続々々・カラヴァッジョー巨匠の犯罪記録ー
今日も生きています。
今日はカラヴァッジョの犯罪について紹介したいと思います。犯罪を知ったところで絵を見る糧にはならないかもしれませんが、こんな罪を重ねた人間が神聖な作品を描いていて、教会に飾られていて鑑賞者に今もなお感動を与えていることが、芸術作品の不思議と、人間の複雑さを感じさせます。
1600年以降警察記録にカラヴァッジョは頻出します。
1600年
棍棒で夜画学生に襲い掛かる
1602年
サンタンジェロ城守備隊の軍曹を仲間とともに剣で斬りつける
1603年
バリオーネ裁判で被告となる
1604年
モーロ食堂給仕の顔に皿を投げつけ負傷させる
職務質問した警官に石を投げ収監
警官を侮辱し逮捕
1605年
武器不法所持で逮捕
ラウラという女性とその娘を侮辱したと訴えられ収監
レーナという女性を巡って公証人をナヴォーナ広場で夜に背後から斬りつけ逃亡。
ボルゲーゼ枢機卿の調停で和解したものの、留守中に荷物の差し押さえに怒り、家主の窓に石を投げつけて鎧戸を壊す。

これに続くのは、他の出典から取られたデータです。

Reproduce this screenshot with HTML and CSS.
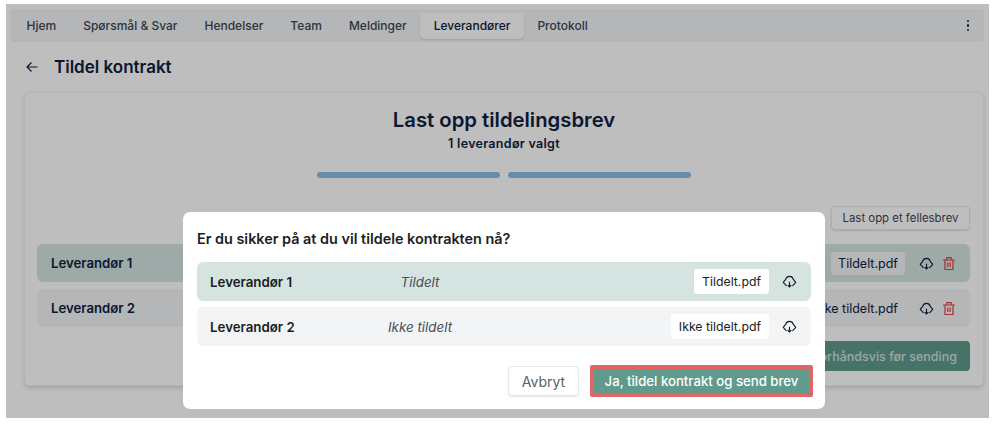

宿なしになった画家は何者かによる刀傷を負って友人宅で休んでいるのを発見される。
トマッソーニを殺害して「死刑宣告」を受ける
1608年
マルタ騎士団への入会を許可されるが、身分の高い騎士を襲撃し逮捕幽閉される。
1609年
居酒屋で何者かに襲われ瀕死の重傷を負う。
1610年
熱病に倒れ死去。
カラヴァッジョが受けた死刑宣告は、見つけ次第殺害してもいいという厳しいものでした。

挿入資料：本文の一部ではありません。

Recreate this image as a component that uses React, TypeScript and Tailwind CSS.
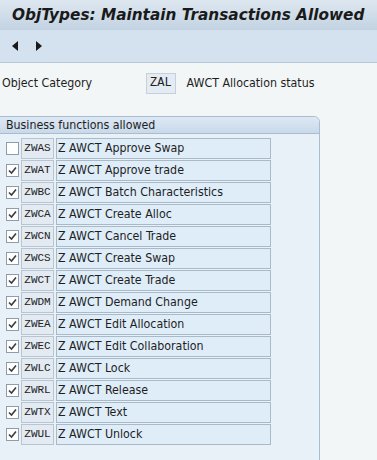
import React from 'react';

const rows: [boolean, string, string][] = [
  [false, 'ZWAS', 'Z AWCT Approve Swap'],
  [true, 'ZWAT', 'Z AWCT Approve trade'],
  [true, 'ZWBC', 'Z AWCT Batch Characteristics'],
  [true, 'ZWCA', 'Z AWCT Create Alloc'],
  [true, 'ZWCN', 'Z AWCT Cancel Trade'],
  [true, 'ZWCS', 'Z AWCT Create Swap'],
  [true, 'ZWCT', 'Z AWCT Create Trade'],
  [true, 'ZWDM', 'Z AWCT Demand Change'],
  [true, 'ZWEA', 'Z AWCT Edit Allocation'],
  [true, 'ZWEC', 'Z AWCT Edit Collaboration'],
  [true, 'ZWLC', 'Z AWCT Lock'],
  [true, 'ZWRL', 'Z AWCT Release'],
  [true, 'ZWTX', 'Z AWCT Text'],
  [true, 'ZWUL', 'Z AWCT Unlock'],
];

function Check({ on }: { on: boolean }) {
  return (
    <div className="w-[13px] h-[13px] border border-[#8e9cab] bg-white flex items-center justify-center shrink-0">
      {on && (
        <svg width="9" height="9" viewBox="0 0 9 9">
          <path d="M1 4.5 L3.5 7 L8 1.5" fill="none" stroke="#3c3c3c" strokeWidth="1.6" />
        </svg>
      )}
    </div>
  );
}

export default function App() {
  return (
    <div className="w-[377px] h-[460px] overflow-hidden bg-[#f2f6f6] font-['DejaVu_Sans_Condensed','Liberation_Sans',sans-serif] text-[#1e1e1e]">
      {/* Title */}
      <div className="h-[30px] bg-gradient-to-b from-[#dde7f0] to-[#c3d3e2] flex items-center pl-[12px]">
        <span className="font-['DejaVu_Sans',sans-serif] font-bold italic text-[15.3px] text-[#1a1a1a]">
          ObjTypes: Maintain Transactions Allowed
        </span>
      </div>
      {/* Toolbar */}
      <div className="h-[33px] bg-[#d4e2ef] border-b border-[#b5c7d9] flex items-center gap-[18px] pl-[12px]">
        <svg width="6" height="10" viewBox="0 0 6 10"><path d="M6 0 L0 5 L6 10 Z" fill="#1a1a1a" /></svg>
        <svg width="6" height="10" viewBox="0 0 6 10"><path d="M0 0 L6 5 L0 10 Z" fill="#1a1a1a" /></svg>
      </div>
      {/* Object category */}
      <div className="flex items-center h-[22px] mt-[9px] pl-[2px] text-[12.3px]">
        <span className="w-[144px]">Object Category</span>
        <span className="h-[21px] px-[3px] bg-[#e4ebf2] border border-[#c6d0da] flex items-center font-['Liberation_Mono',monospace] text-[12px] text-[#222]">ZAL</span>
        <span className="ml-[11px]">AWCT Allocation status</span>
      </div>
      {/* Group */}
      <div className="mt-[22px] -ml-[1px] w-[321px] h-[400px] bg-[#e8f0f8] border border-[#a9bcd0] rounded-tr-[6px] flex flex-col">
        <div className="h-[17px] bg-gradient-to-b from-[#dde8f4] to-[#c9d9ea] border-b border-[#a9bcd0] rounded-tr-[6px] flex items-center pl-[6px] text-[12.3px]">
          Business functions allowed
        </div>
        <div className="flex flex-col gap-[1px] pt-[4px] pl-[6px]">
          {rows.map(([on, code, text]) => (
            <div key={code} className="flex items-center h-[21px] gap-[2px]">
              <Check on={on} />
              <div className="w-[33px] h-[21px] bg-[#e3eaf1] border border-[#b8c4d0] flex items-center justify-center font-['Liberation_Mono',monospace] text-[11px] text-[#222]">
                {code}
              </div>
              <div className="w-[215px] h-[21px] bg-[#dfedf9] border border-[#a9b9c8] flex items-center pl-[1px] text-[12.3px]">
                {text}
              </div>
            </div>
          ))}
        </div>
      </div>
    </div>
  );
}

イタリア半島では中世以来諸外国が領地を巡って戦闘を繰り返していました。ローマを中心とする教皇権力はそれらの絶妙なバランスで成り立っていました。カラヴァッジョが生きていた頃のイタリアは、フランスとスペインが大きな力を行使しており、カラヴァッジョはたまたまフランス派のパトロンに好まれていました。

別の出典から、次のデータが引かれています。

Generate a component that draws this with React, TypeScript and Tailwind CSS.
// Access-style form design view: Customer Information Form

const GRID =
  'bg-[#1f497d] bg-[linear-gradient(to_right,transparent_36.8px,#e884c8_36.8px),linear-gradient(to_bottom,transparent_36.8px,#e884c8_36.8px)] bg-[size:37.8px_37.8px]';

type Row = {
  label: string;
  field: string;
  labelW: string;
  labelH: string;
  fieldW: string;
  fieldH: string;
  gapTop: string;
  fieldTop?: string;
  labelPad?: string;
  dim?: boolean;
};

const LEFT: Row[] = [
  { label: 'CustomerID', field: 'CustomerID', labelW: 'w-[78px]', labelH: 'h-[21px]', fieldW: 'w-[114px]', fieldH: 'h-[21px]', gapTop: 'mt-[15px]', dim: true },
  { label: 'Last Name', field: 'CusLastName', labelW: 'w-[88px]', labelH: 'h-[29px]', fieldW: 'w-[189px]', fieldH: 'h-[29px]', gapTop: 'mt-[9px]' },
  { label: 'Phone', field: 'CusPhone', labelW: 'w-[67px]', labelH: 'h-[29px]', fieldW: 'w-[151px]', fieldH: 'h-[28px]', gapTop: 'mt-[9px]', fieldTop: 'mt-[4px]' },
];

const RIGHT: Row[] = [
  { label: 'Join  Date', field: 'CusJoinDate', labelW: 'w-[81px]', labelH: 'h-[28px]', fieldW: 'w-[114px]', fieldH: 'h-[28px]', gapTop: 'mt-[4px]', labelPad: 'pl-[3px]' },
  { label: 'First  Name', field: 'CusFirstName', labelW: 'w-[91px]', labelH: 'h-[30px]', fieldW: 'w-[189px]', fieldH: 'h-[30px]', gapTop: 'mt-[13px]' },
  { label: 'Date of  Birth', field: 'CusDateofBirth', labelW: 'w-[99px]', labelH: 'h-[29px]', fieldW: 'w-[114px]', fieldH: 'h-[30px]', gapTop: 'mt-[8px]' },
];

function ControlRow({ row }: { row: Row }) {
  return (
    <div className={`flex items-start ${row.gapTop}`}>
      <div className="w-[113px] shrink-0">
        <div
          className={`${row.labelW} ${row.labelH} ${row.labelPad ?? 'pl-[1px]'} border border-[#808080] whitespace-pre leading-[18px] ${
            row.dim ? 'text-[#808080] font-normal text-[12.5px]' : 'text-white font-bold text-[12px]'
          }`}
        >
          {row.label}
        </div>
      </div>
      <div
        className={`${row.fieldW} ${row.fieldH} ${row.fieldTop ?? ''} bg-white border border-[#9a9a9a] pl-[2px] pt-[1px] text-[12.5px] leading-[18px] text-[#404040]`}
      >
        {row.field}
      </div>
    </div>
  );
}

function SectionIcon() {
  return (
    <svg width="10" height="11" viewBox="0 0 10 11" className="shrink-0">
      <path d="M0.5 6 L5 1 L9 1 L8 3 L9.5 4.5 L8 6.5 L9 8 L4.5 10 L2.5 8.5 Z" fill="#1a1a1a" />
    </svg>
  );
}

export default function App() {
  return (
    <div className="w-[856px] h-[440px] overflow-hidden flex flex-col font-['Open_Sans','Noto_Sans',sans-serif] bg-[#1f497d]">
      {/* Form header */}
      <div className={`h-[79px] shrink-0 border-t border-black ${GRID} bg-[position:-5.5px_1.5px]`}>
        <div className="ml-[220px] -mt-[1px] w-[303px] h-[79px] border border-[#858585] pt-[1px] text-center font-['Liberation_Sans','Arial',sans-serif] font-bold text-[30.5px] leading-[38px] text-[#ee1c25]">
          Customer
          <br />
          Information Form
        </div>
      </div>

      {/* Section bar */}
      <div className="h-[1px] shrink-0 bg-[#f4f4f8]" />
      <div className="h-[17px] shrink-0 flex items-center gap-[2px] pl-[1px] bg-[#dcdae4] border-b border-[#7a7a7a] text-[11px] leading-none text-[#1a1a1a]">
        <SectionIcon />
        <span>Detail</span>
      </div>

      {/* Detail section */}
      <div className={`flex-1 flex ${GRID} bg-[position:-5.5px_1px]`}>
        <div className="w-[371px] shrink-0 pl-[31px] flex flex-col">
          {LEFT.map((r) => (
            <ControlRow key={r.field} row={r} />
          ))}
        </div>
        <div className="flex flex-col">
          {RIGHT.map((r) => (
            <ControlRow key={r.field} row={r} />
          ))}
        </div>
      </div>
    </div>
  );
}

カラヴァッジョが殺害したトマッソーニはスペイン派の貴族の用心棒であり、カラヴァッジョ一味とトマッソーニ一味の対決は、フランス派対スペイン派の対立を反映していました。
しかも事件の少し前にスペイン派のパウルス5世が即位したことも含め、カラヴァッジョの殺人は必要以上に騒ぎが大きくなり最も厳しい処罰が下されたようです。
死刑宣告が出た後のカラヴァッジョは描いては逃げを繰り返します。明日はその時期に描いた作品をみたいと思います。
最後まで読んでいただきありがとうございました。